Anche Puntogel, 19 addetti che in estate salgono ad una trentina, fa fatica a trovare personale, pur non richiedendo sempre alte specializzazioni. "Proponiamo spesso contratti stagionali, soprattutto d’estate quando il lavoro aumenta molto – dice Minetti –, paghe che sono assolutamente in linea con il contratto nazionale previsto dal commercio. È capitato però che vi fossero candidati ci dicevano chiaramente che l’assegno di disoccupazione o il reddito di cittadinanza, anche se meno redditizi, permettevano loro di restare a casa e magari arrotondare con qualche lavoretto qua e là".

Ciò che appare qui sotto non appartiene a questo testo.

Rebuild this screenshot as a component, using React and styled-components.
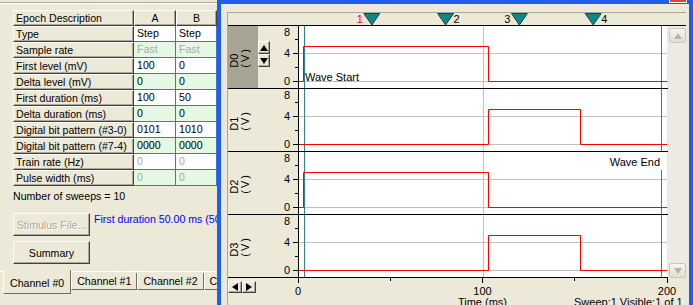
import styled, { createGlobalStyle } from 'styled-components';

const GlobalStyle = createGlobalStyle`
  * { box-sizing: border-box; }
  html, body { margin: 0; padding: 0; }
  body {
    background: #ece9d8;
    font-family: "Liberation Sans", Arial, sans-serif;
    font-size: 10.6px;
    color: #000;
  }
`;

const raised = `
  background: #ece9d8;
  border-top: 1px solid #fff;
  border-left: 1px solid #fff;
  border-right: 1px solid #404040;
  border-bottom: 1px solid #404040;
  box-shadow: inset -1px -1px 0 #aca899;
`;

const Screen = styled.div`
  position: relative;
  display: flex;
  width: 693px;
  height: 305px;
  overflow: hidden;
  background: #ece9d8;
`;

/* ---- protocol editor ---- */

const Editor = styled.div`
  display: flex;
  flex-direction: column;
  width: 217px;
  flex-shrink: 0;
  overflow: hidden;
`;

const TopRule = styled.div`
  height: 2px;
  margin-top: 2px;
  border-top: 1px solid #aca899;
  border-bottom: 1px solid #fff;
`;

const EpochGrid = styled.div`
  display: grid;
  grid-template-columns: 121px 42px 41px;
  grid-auto-rows: 16px;
  margin: 6px 0 0 13px;
  white-space: nowrap;
`;

const HeadCell = styled.div`
  ${raised}
  padding: 0 2px;
  line-height: 14px;
  text-align: ${(p) => (p.$center ? 'center' : 'left')};
  overflow: hidden;
`;

const ValueCell = styled.div`
  padding: 0 3px;
  line-height: 15px;
  background: ${(p) => (p.$tint ? '#e4f8e2' : '#fff')};
  color: ${(p) => (p.$muted ? '#a9a9a9' : '#000')};
  border-right: 1px solid #3a72e8;
  border-bottom: 1px solid #3a72e8;
  overflow: hidden;
`;

const SweepCount = styled.div`
  margin: 3px 0 0 13px;
  line-height: 14px;
`;

const ControlRow = styled.div`
  display: flex;
  align-items: flex-start;
  margin: 10px 0 0 13px;
`;

const ButtonStack = styled.div`
  display: flex;
  flex-direction: column;
  gap: 5px;
  flex-shrink: 0;
`;

const PushButton = styled.div`
  ${raised}
  width: 77px;
  height: 23px;
  display: flex;
  align-items: center;
  justify-content: center;
  color: ${(p) => (p.$disabled ? '#aca899' : '#000')};
  text-shadow: ${(p) => (p.$disabled ? '1px 1px 0 #fff' : 'none')};
`;

const InfoText = styled.div`
  margin: -1px 0 0 4px;
  line-height: 14px;
  color: #0000ff;
  white-space: nowrap;
`;

const TabStrip = styled.div`
  display: flex;
  align-items: flex-start;
  height: 31px;
  margin-top: 7px;
  padding-left: 3px;
  border-top: 1px solid #fff;
  white-space: nowrap;
`;

const Tab = styled.div`
  flex-shrink: 0;
  height: ${(p) => (p.$active ? '24px' : '17px')};
  margin-top: ${(p) => (p.$active ? '-2px' : '1px')};
  padding: ${(p) => (p.$active ? '6px 6px 0' : '1px 5px 0')};
  line-height: 14px;
  background: #ece9d8;
  border-left: 1px solid #fff;
  border-right: 1px solid #716f64;
  border-bottom: 1px solid #716f64;
`;

/* ---- waveform preview window ---- */

const Window = styled.div`
  position: relative;
  flex: 1;
  display: flex;
  padding: 8px 3px 0 6px;
  border: 4px solid #1f5ee8;
  border-bottom: none;
  background: #ece9d8;
`;

const CloseNub = styled.div`
  position: absolute;
  top: -4px;
  right: 2px;
  width: 18px;
  height: 3px;
  background: #d9492b;
  border: 1px solid #fff;
  border-top: none;
`;

const Frame = styled.div`
  display: flex;
  flex-direction: column;
  width: 459px;
  border-top: 1px solid #aca899;
  border-left: 1px solid #aca899;
`;

const MarkerBar = styled.div`
  height: 13px;
  border-bottom: 1px solid #000;
`;

const Body = styled.div`
  display: flex;
`;

const Channels = styled.div`
  display: flex;
  flex-direction: column;
  width: 440px;
`;

const Row = styled.div`
  position: relative;
  display: flex;
  height: 63px;
  border-bottom: 1px solid #000;
`;

const ChannelLabel = styled.div`
  width: 30px;
  flex-shrink: 0;
  display: flex;
  align-items: center;
  padding-left: 1px;
  font-size: 11px;
  background: ${(p) => (p.$selected ? '#a8a594' : '#ece9d8')};
`;

const RotatedText = styled.div`
  writing-mode: vertical-rl;
  transform: rotate(180deg);
  line-height: 11px;
  white-space: nowrap;
`;

const Unit = styled.span`
  letter-spacing: 2px;
`;

const Spinner = styled.div`
  position: absolute;
  left: 30px;
  top: 15px;
  display: flex;
  flex-direction: column;
`;

const SmallButton = styled.div`
  ${raised}
  width: ${(p) => p.$w}px;
  height: ${(p) => p.$h}px;
  display: flex;
  align-items: center;
  justify-content: center;
`;

const VScroll = styled.div`
  width: 18px;
  display: flex;
  flex-direction: column;
  justify-content: space-between;
  padding: 2px 0 0 1px;
  background: repeating-conic-gradient(#f5f4ef 0 25%, #e4e2d7 0 50%) 0 0 / 2px 2px;
`;

const ScrollButton = styled.div`
  width: 17px;
  height: 15px;
  display: flex;
  align-items: center;
  justify-content: center;
  border: 1px solid #cac8bb;
  border-radius: 2px;
  background: linear-gradient(#f7f6f1, #e0ddd0);
`;

const AxisRow = styled.div`
  display: flex;
  height: 40px;
`;

const NavCol = styled.div`
  width: 30px;
  flex-shrink: 0;
  display: flex;
  align-items: flex-start;
  padding-top: 3px;
`;

const PlotSvg = styled.svg`
  display: block;
  flex-shrink: 0;
  overflow: visible;
  font-family: "Liberation Sans", Arial, sans-serif;
  font-size: 11px;
`;

const rows = [
  ['Type', 'Step', 'Step'],
  ['Sample rate', 'Fast', 'Fast', true],
  ['First level (mV)', '100', '0'],
  ['Delta level (mV)', '0', '0'],
  ['First duration (ms)', '100', '50'],
  ['Delta duration (ms)', '0', '0'],
  ['Digital bit pattern (#3-0)', '0101', '1010'],
  ['Digital bit pattern (#7-4)', '0000', '0000'],
  ['Train rate (Hz)', '0', '0', true],
  ['Pulse width (ms)', '0', '0', true],
];

const AX = 40;
const px = (t) => AX + t * 1.845;
const snap = (v) => Math.round(v) + 0.5;
const T0 = snap(px(3.125) - 0.5);
const TA = snap(px(103.125) - 0.5);
const TB = snap(px(153.125) - 0.5);
const TEND = px(200);

const traces = {
  a: `M${AX},55.5 H${T0} V20.5 H${TA} V55.5 H${TEND}`,
  b: `M${AX},55.5 H${TA} V20.5 H${TB} V55.5 H${TEND}`,
};

const channels = [
  { name: 'D0', trace: 'a', selected: true, note: 'start' },
  { name: 'D1', trace: 'b' },
  { name: 'D2', trace: 'a', note: 'end' },
  { name: 'D3', trace: 'b' },
];

const markers = [
  { n: '1', t: 40, side: 'left', color: '#ff0000' },
  { n: '2', t: 80, side: 'right', color: '#000' },
  { n: '3', t: 120, side: 'left', color: '#000' },
  { n: '4', t: 160, side: 'right', color: '#000' },
];

const Arrow = ({ dir, color = '#000' }) => {
  const pts = {
    up: '0,6 4,0 8,6',
    down: '0,0 8,0 4,6',
    left: '6,0 6,8 0,4',
    right: '0,0 0,8 6,4',
  }[dir];
  const vertical = dir === 'up' || dir === 'down';
  return (
    <svg width={vertical ? 8 : 6} height={vertical ? 6 : 8}>
      <polygon points={pts} fill={color} />
    </svg>
  );
};

function ChannelPlot({ trace, note }) {
  return (
    <PlotSvg width="410" height="62">
      <rect x={AX} y="0" width={TEND - AX} height="62" fill="#fff" />
      <line x1={AX} x2={TEND} y1="27.5" y2="27.5" stroke="#c0c0c0" />
      <line x1={AX} x2={TEND} y1="55.5" y2="55.5" stroke="#c0c0c0" />
      <line x1={snap(px(100))} x2={snap(px(100))} y1="0" y2="62" stroke="#c0c0c0" />
      <line x1="46.5" x2="46.5" y1="0" y2="62" stroke="#2f8585" />
      <line x1="403.5" x2="403.5" y1={note === 'end' ? 18 : 0} y2="62" stroke="#2f8585" />
      <path d={traces[trace]} stroke="#ff0000" fill="none" />
      <line x1="35" x2="40" y1="27.5" y2="27.5" stroke="#000" />
      <line x1="35" x2="40" y1="55.5" y2="55.5" stroke="#000" />
      <line x1="37" x2="40" y1="13.5" y2="13.5" stroke="#000" />
      <line x1="37" x2="40" y1="41.5" y2="41.5" stroke="#000" />
      <line x1="40.5" x2="40.5" y1="0" y2="62" stroke="#000" />
      <text x="32" y="10" textAnchor="end">8</text>
      <text x="32" y="31" textAnchor="end">4</text>
      <text x="32" y="59" textAnchor="end">0</text>
      {note === 'start' && (
        <text x="47" y="55">Wave Start</text>
      )}
      {note === 'end' && (
        <text x="402" y="14" textAnchor="end">Wave End</text>
      )}
    </PlotSvg>
  );
}

function WavePreview() {
  return (
    <Window>
      <CloseNub />
      <Frame>
        <MarkerBar>
          <PlotSvg width="458" height="12">
            {markers.map((m) => {
              const cx = px(m.t) + 30;
              return (
                <g key={m.n}>
                  <polygon
                    points={`${cx - 8},0.5 ${cx + 8},0.5 ${cx},12`}
                    fill="#148585"
                    stroke="#0b4a4a"
                  />
                  <text
                    x={m.side === 'left' ? cx - 9 : cx + 8}
                    y="10"
                    textAnchor={m.side === 'left' ? 'end' : 'start'}
                    fill={m.color}
                  >
                    {m.n}
                  </text>
                </g>
              );
            })}
          </PlotSvg>
        </MarkerBar>
        <Body>
          <Channels>
            {channels.map((c) => (
              <Row key={c.name}>
                <ChannelLabel $selected={c.selected}>
                  <RotatedText>
                    {c.name}
                    <br />
                    <Unit>(V)</Unit>
                  </RotatedText>
                </ChannelLabel>
                <ChannelPlot trace={c.trace} note={c.note} />
                {c.selected && (
                  <Spinner>
                    <SmallButton $w={12} $h={13}>
                      <Arrow dir="up" />
                    </SmallButton>
                    <SmallButton $w={12} $h={13}>
                      <Arrow dir="down" />
                    </SmallButton>
                  </Spinner>
                )}
              </Row>
            ))}
          </Channels>
          <VScroll>
            <ScrollButton>
              <Arrow dir="up" color="#b3b1a3" />
            </ScrollButton>
            <ScrollButton>
              <Arrow dir="down" color="#b3b1a3" />
            </ScrollButton>
          </VScroll>
        </Body>
        <AxisRow>
          <NavCol>
            <SmallButton $w={14} $h={12}>
              <Arrow dir="left" />
            </SmallButton>
            <SmallButton $w={14} $h={12}>
              <Arrow dir="right" />
            </SmallButton>
          </NavCol>
          <PlotSvg width="428" height="40">
            {[0, 50, 100, 150, 200].map((t) => (
              <line
                key={t}
                x1={snap(px(t) - 0.5)}
                x2={snap(px(t) - 0.5)}
                y1="0"
                y2={t % 100 === 0 ? 5 : 3}
                stroke="#000"
              />
            ))}
            <text x={px(0)} y="17" textAnchor="middle">0</text>
            <text x={px(100)} y="17" textAnchor="middle">100</text>
            <text x={px(200)} y="17" textAnchor="middle">200</text>
            <text x={px(100)} y="28" textAnchor="middle">Time (ms)</text>
            <text x="316" y="28">Sweep:1 Visible:1 of 1</text>
          </PlotSvg>
        </AxisRow>
      </Frame>
    </Window>
  );
}

function ProtocolEditor() {
  return (
    <Editor>
      <TopRule />
      <EpochGrid>
        <HeadCell>Epoch Description</HeadCell>
        <HeadCell $center>A</HeadCell>
        <HeadCell $center>B</HeadCell>
        {rows.map(([label, a, b, muted], i) => [
          <HeadCell key={`${label}-l`}>{label}</HeadCell>,
          <ValueCell key={`${label}-a`} $tint={i % 2 === 1} $muted={muted}>
            {a}
          </ValueCell>,
          <ValueCell key={`${label}-b`} $tint={i % 2 === 1} $muted={muted}>
            {b}
          </ValueCell>,
        ])}
      </EpochGrid>
      <SweepCount>Number of sweeps = 10</SweepCount>
      <ControlRow>
        <ButtonStack>
          <PushButton $disabled>Stimulus File...</PushButton>
          <PushButton>Summary</PushButton>
        </ButtonStack>
        <InfoText>First duration 50.00 ms (50 samples)</InfoText>
      </ControlRow>
      <TabStrip>
        <Tab $active>Channel #0</Tab>
        <Tab>Channel #1</Tab>
        <Tab>Channel #2</Tab>
        <Tab>Channel #3</Tab>
      </TabStrip>
    </Editor>
  );
}

export default function App() {
  return (
    <>
      <GlobalStyle />
      <Screen>
        <ProtocolEditor />
        <WavePreview />
      </Screen>
    </>
  );
}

I progetti del settore devono tenere conto di un mondo che è cambiato, non solo a causa del Covid-19. “Pensiamo anche solo al clima e ai cambiamenti che ha indotto nelle abitudini dei più. Spesso durante i mesi primaverili piove; poi, senza che ce ne accorgiamo, passiamo direttamente a temperature caraibiche, precludendo uscite pomeridiane, occasioni di socialità e, anche, di consumo. Ma la visione non è solo negativa, da questa esperienza viene fuori anche una maggiore consapevolezza di ciò che siamo e soprattutto di ciò che possiamo ancora fare. Durante la pandemia il nostro settore si è trasformato. Pensiamo al gelato che dall’essere considerato un prodotto prevalentemente da passeggio, oggi arriva nelle case come la pizza, in ‘delivery’. In questo senso questi due anni possono anche essere letti come un’occasione di crescita e di abbattimento di certe barriere, pregiudizi, abitudini fin troppo radicate”. "In generale c’è un crescente desiderio di riscatto – continua Minetti – , unitamente alla voglia di tornare ad una situazione di normalità, la stessa che coinvolge ristoratori ed esercenti, in generale. Mi aspetto che la crescita della domanda continui, anche se lentamente, al pari del reperimento delle materie prime. Ma noi continueremo ad essere costanti nel valorizzare il nostro ruolo, specializzandoci sempre di più e assicurando ai clienti di un servizio sempre più accurato. In questo contesto si deve rafforzare il ruolo delle associazioni di categoria, che “è fondamentale – continua Minetti – per tutelare il settore, operatori e consumatori, e consentirci di lavorare nel modo migliore, senza sentirci soli e in balia di un mercato sempre più complesso”.

"Credo che la pandemia ci abbia lasciato anche un altro tipo di insegnamento, che c’era già ma che si è radicato maggiormente – conclude Minetti –. Quello che ci porta a riconoscere ancora di più le risorse umane che abbiamo al nostro interno, i nostri collaboratori, gli stessi con i quali abbiamo stretto relazioni negli anni ed è stato possibile arrivare dove siamo oggi. L’azienda è diventata di fatto un prolungamento della nostra famiglia a cui desideriamo dedicare grande attenzione e cura. Un’attenzione che si riverbera anche all’esterno, nel rapporto con fornitori e quindi con i clienti: consapevoli che le parole chiave del futuro sono fiducia, vicinanza, prossimità, filiera sostenibile, per resistere alla pressante competizione internazionale e garantire la qualità del servizio, sempre e in ogni dove e quando".